### GIVEN PROBLEM
Reproduce the listing below word for word, with no pictures.

━━━ SUPPLIED ENTRIES ━━━

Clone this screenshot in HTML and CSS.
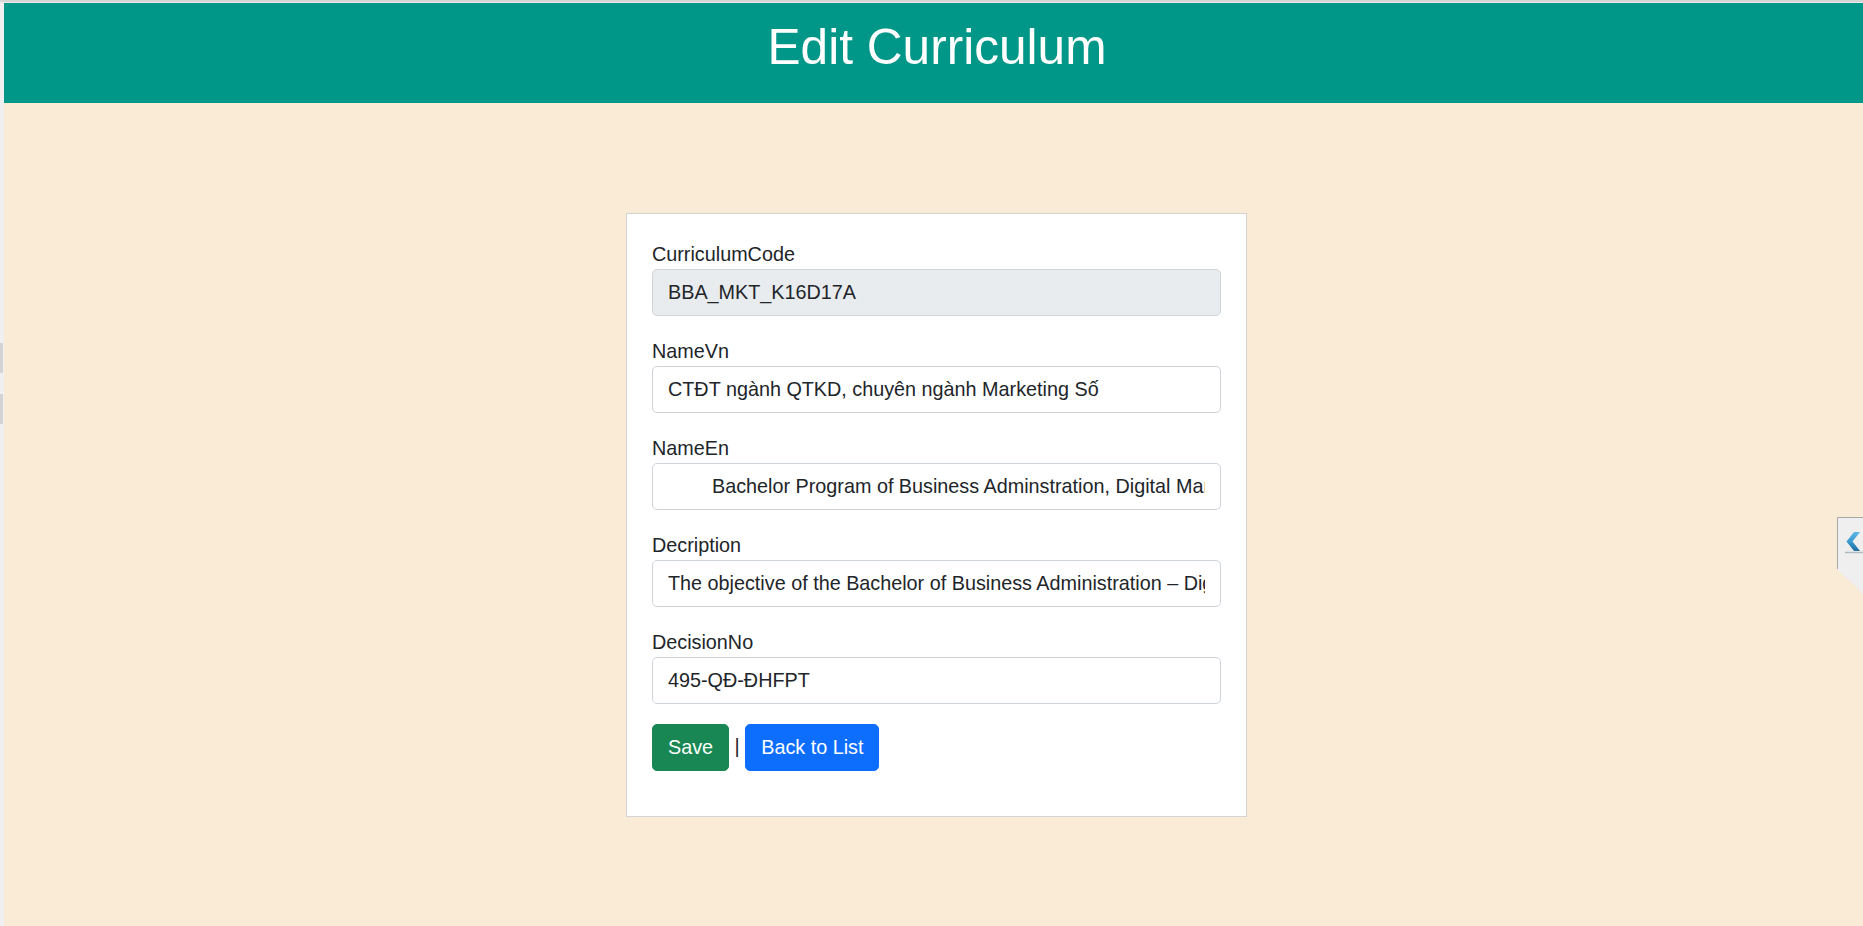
FILE: index.html
```html
<!DOCTYPE html>
<html lang="vi">
<head>
<meta charset="utf-8">
<title>Edit Curriculum</title>
<link rel="stylesheet" href="styles.css">
</head>
<body>
<div class="topline"></div>
<div class="frame">
  <div class="leftbar">
    <span class="tab tab-first"></span>
    <span class="tab tab-second"></span>
  </div>
  <div class="main">
    <header class="banner">
      <h1 class="banner-title">Edit Curriculum</h1>
    </header>
    <div class="content">
      <form class="card">
        <div class="form-group">
          <label class="form-label">CurriculumCode</label>
          <input class="form-control form-control-readonly" type="text" value="BBA_MKT_K16D17A" readonly>
        </div>
        <div class="form-group">
          <label class="form-label">NameVn</label>
          <input class="form-control" type="text" value="CTĐT ngành QTKD, chuyên ngành Marketing Số">
        </div>
        <div class="form-group">
          <label class="form-label">NameEn</label>
          <input class="form-control" type="text" value="        Bachelor Program of Business Adminstration, Digital Marketing">
        </div>
        <div class="form-group">
          <label class="form-label">Decription</label>
          <input class="form-control" type="text" value="The objective of the Bachelor of Business Administration – Digital Marketing program">
        </div>
        <div class="form-group">
          <label class="form-label">DecisionNo</label>
          <input class="form-control" type="text" value="495-QĐ-ĐHFPT">
        </div>
        <div class="form-actions">
          <button type="button" class="btn btn-success">Save</button> | <a class="btn btn-primary" href="#">Back to List</a>
        </div>
      </form>
    </div>
  </div>
</div>
<div class="side-toggle">
  <svg class="side-toggle-svg" width="26" height="78" viewBox="0 0 26 78">
    <defs>
      <linearGradient id="chev" x1="0" y1="0" x2="0" y2="1">
        <stop offset="0" stop-color="#5cb8e6"/>
        <stop offset="0.5" stop-color="#3a9bd0"/>
        <stop offset="1" stop-color="#1f6f9e"/>
      </linearGradient>
    </defs>
    <polygon points="0,0 26,0 26,77 0,52" fill="#efefef"/>
    <polyline points="0.5,52 0.5,0.5 26,0.5" fill="none" stroke="#a9a9a9" stroke-width="1"/>
    <line x1="8" y1="35.5" x2="26" y2="35.5" stroke="#7f949f" stroke-width="1.5" opacity="0.55"/>
    <polygon points="17,15 23,15 15.5,24.5 23,34 17,34 9.5,24.5" fill="url(#chev)"/>
  </svg>
</div>
</body>
</html>
```
FILE: styles.css
```css
* {
  box-sizing: border-box;
}

html, body {
  margin: 0;
  padding: 0;
  height: 100%;
}

body {
  font-family: "Liberation Sans", Arial, sans-serif;
  color: #212529;
  background: #f0f0f2;
  overflow: hidden;
}

.topline {
  height: 3px;
  background: #d6d6d6;
  border-bottom: 1px solid #e9e9e9;
}

.frame {
  display: flex;
  height: calc(100vh - 3px);
}

.leftbar {
  width: 4px;
  flex: 0 0 4px;
  display: flex;
  flex-direction: column;
  background: #f0f0f3;
}

.tab {
  display: block;
  width: 3px;
  height: 30px;
  background: #d3d3d5;
}

.tab-first {
  margin-top: 340px;
}

.tab-second {
  margin-top: 21px;
}

.main {
  flex: 1;
  display: flex;
  flex-direction: column;
  min-width: 0;
}

.banner {
  height: 100px;
  flex: 0 0 100px;
  background: #009688;
  padding: 14px 0 0 7px;
  text-align: center;
}

.banner-title {
  margin: 0;
  font-size: 49.6px;
  font-weight: normal;
  line-height: 60px;
  color: #ffffff;
}

.content {
  flex: 1;
  background: #faebd7;
  display: flex;
  align-items: center;
  justify-content: center;
  padding-left: 6px;
}

.card {
  width: 621px;
  background: #ffffff;
  border: 1px solid #d3d3d3;
  padding: 25px;
}

.form-group {
  margin-bottom: 20px;
}

.form-label {
  display: block;
  font-size: 19.8px;
  line-height: 30px;
  color: #212529;
}

.form-control {
  display: block;
  width: 100%;
  font-family: "Liberation Sans", Arial, sans-serif;
  font-size: 19.8px;
  line-height: 30px;
  padding: 7.5px 15px;
  color: #212529;
  background: #ffffff;
  border: 1px solid #ced4da;
  border-radius: 5px;
  outline: none;
  margin: 0;
}

.form-control-readonly {
  background: #e9ecef;
}

.form-actions {
  margin-bottom: 20px;
  font-size: 19.8px;
  line-height: 30px;
}

.btn {
  display: inline-block;
  font-family: "Liberation Sans", Arial, sans-serif;
  font-size: 19.8px;
  line-height: 30px;
  padding: 7.5px 15px;
  border: 1px solid transparent;
  border-radius: 5px;
  color: #ffffff;
  text-decoration: none;
  vertical-align: middle;
  cursor: pointer;
  margin: 0;
}

.btn-success {
  background: #198754;
  border-color: #198754;
}

.btn-primary {
  background: #0d6efd;
  border-color: #0d6efd;
}

.side-toggle {
  position: fixed;
  left: 1837px;
  top: 517px;
  width: 26px;
  height: 78px;
}

.side-toggle-svg {
  display: block;
}
```
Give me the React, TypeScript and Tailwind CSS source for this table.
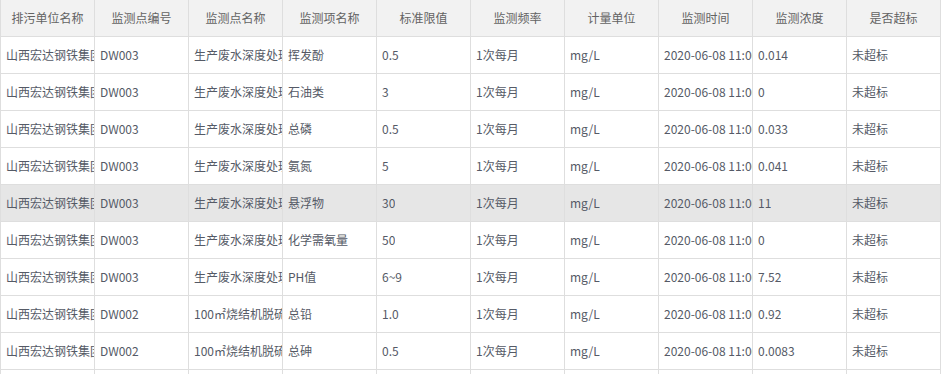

━━━

### ANSWER TO THE TASK
Clone this screenshot in HTML and CSS.
FILE: index.html
```html
<!DOCTYPE html>
<html lang="vi">
<head>
<meta charset="utf-8">
<title>Edit Curriculum</title>
<link rel="stylesheet" href="styles.css">
</head>
<body>
<div class="topline"></div>
<div class="frame">
  <div class="leftbar">
    <span class="tab tab-first"></span>
    <span class="tab tab-second"></span>
  </div>
  <div class="main">
    <header class="banner">
      <h1 class="banner-title">Edit Curriculum</h1>
    </header>
    <div class="content">
      <form class="card">
        <div class="form-group">
          <label class="form-label">CurriculumCode</label>
          <input class="form-control form-control-readonly" type="text" value="BBA_MKT_K16D17A" readonly>
        </div>
        <div class="form-group">
          <label class="form-label">NameVn</label>
          <input class="form-control" type="text" value="CTĐT ngành QTKD, chuyên ngành Marketing Số">
        </div>
        <div class="form-group">
          <label class="form-label">NameEn</label>
          <input class="form-control" type="text" value="        Bachelor Program of Business Adminstration, Digital Marketing">
        </div>
        <div class="form-group">
          <label class="form-label">Decription</label>
          <input class="form-control" type="text" value="The objective of the Bachelor of Business Administration – Digital Marketing program">
        </div>
        <div class="form-group">
          <label class="form-label">DecisionNo</label>
          <input class="form-control" type="text" value="495-QĐ-ĐHFPT">
        </div>
        <div class="form-actions">
          <button type="button" class="btn btn-success">Save</button> | <a class="btn btn-primary" href="#">Back to List</a>
        </div>
      </form>
    </div>
  </div>
</div>
<div class="side-toggle">
  <svg class="side-toggle-svg" width="26" height="78" viewBox="0 0 26 78">
    <defs>
      <linearGradient id="chev" x1="0" y1="0" x2="0" y2="1">
        <stop offset="0" stop-color="#5cb8e6"/>
        <stop offset="0.5" stop-color="#3a9bd0"/>
        <stop offset="1" stop-color="#1f6f9e"/>
      </linearGradient>
    </defs>
    <polygon points="0,0 26,0 26,77 0,52" fill="#efefef"/>
    <polyline points="0.5,52 0.5,0.5 26,0.5" fill="none" stroke="#a9a9a9" stroke-width="1"/>
    <line x1="8" y1="35.5" x2="26" y2="35.5" stroke="#7f949f" stroke-width="1.5" opacity="0.55"/>
    <polygon points="17,15 23,15 15.5,24.5 23,34 17,34 9.5,24.5" fill="url(#chev)"/>
  </svg>
</div>
</body>
</html>
```
FILE: styles.css
```css
* {
  box-sizing: border-box;
}

html, body {
  margin: 0;
  padding: 0;
  height: 100%;
}

body {
  font-family: "Liberation Sans", Arial, sans-serif;
  color: #212529;
  background: #f0f0f2;
  overflow: hidden;
}

.topline {
  height: 3px;
  background: #d6d6d6;
  border-bottom: 1px solid #e9e9e9;
}

.frame {
  display: flex;
  height: calc(100vh - 3px);
}

.leftbar {
  width: 4px;
  flex: 0 0 4px;
  display: flex;
  flex-direction: column;
  background: #f0f0f3;
}

.tab {
  display: block;
  width: 3px;
  height: 30px;
  background: #d3d3d5;
}

.tab-first {
  margin-top: 340px;
}

.tab-second {
  margin-top: 21px;
}

.main {
  flex: 1;
  display: flex;
  flex-direction: column;
  min-width: 0;
}

.banner {
  height: 100px;
  flex: 0 0 100px;
  background: #009688;
  padding: 14px 0 0 7px;
  text-align: center;
}

.banner-title {
  margin: 0;
  font-size: 49.6px;
  font-weight: normal;
  line-height: 60px;
  color: #ffffff;
}

.content {
  flex: 1;
  background: #faebd7;
  display: flex;
  align-items: center;
  justify-content: center;
  padding-left: 6px;
}

.card {
  width: 621px;
  background: #ffffff;
  border: 1px solid #d3d3d3;
  padding: 25px;
}

.form-group {
  margin-bottom: 20px;
}

.form-label {
  display: block;
  font-size: 19.8px;
  line-height: 30px;
  color: #212529;
}

.form-control {
  display: block;
  width: 100%;
  font-family: "Liberation Sans", Arial, sans-serif;
  font-size: 19.8px;
  line-height: 30px;
  padding: 7.5px 15px;
  color: #212529;
  background: #ffffff;
  border: 1px solid #ced4da;
  border-radius: 5px;
  outline: none;
  margin: 0;
}

.form-control-readonly {
  background: #e9ecef;
}

.form-actions {
  margin-bottom: 20px;
  font-size: 19.8px;
  line-height: 30px;
}

.btn {
  display: inline-block;
  font-family: "Liberation Sans", Arial, sans-serif;
  font-size: 19.8px;
  line-height: 30px;
  padding: 7.5px 15px;
  border: 1px solid transparent;
  border-radius: 5px;
  color: #ffffff;
  text-decoration: none;
  vertical-align: middle;
  cursor: pointer;
  margin: 0;
}

.btn-success {
  background: #198754;
  border-color: #198754;
}

.btn-primary {
  background: #0d6efd;
  border-color: #0d6efd;
}

.side-toggle {
  position: fixed;
  left: 1837px;
  top: 517px;
  width: 26px;
  height: 78px;
}

.side-toggle-svg {
  display: block;
}
```
Give me the React, TypeScript and Tailwind CSS source for this table.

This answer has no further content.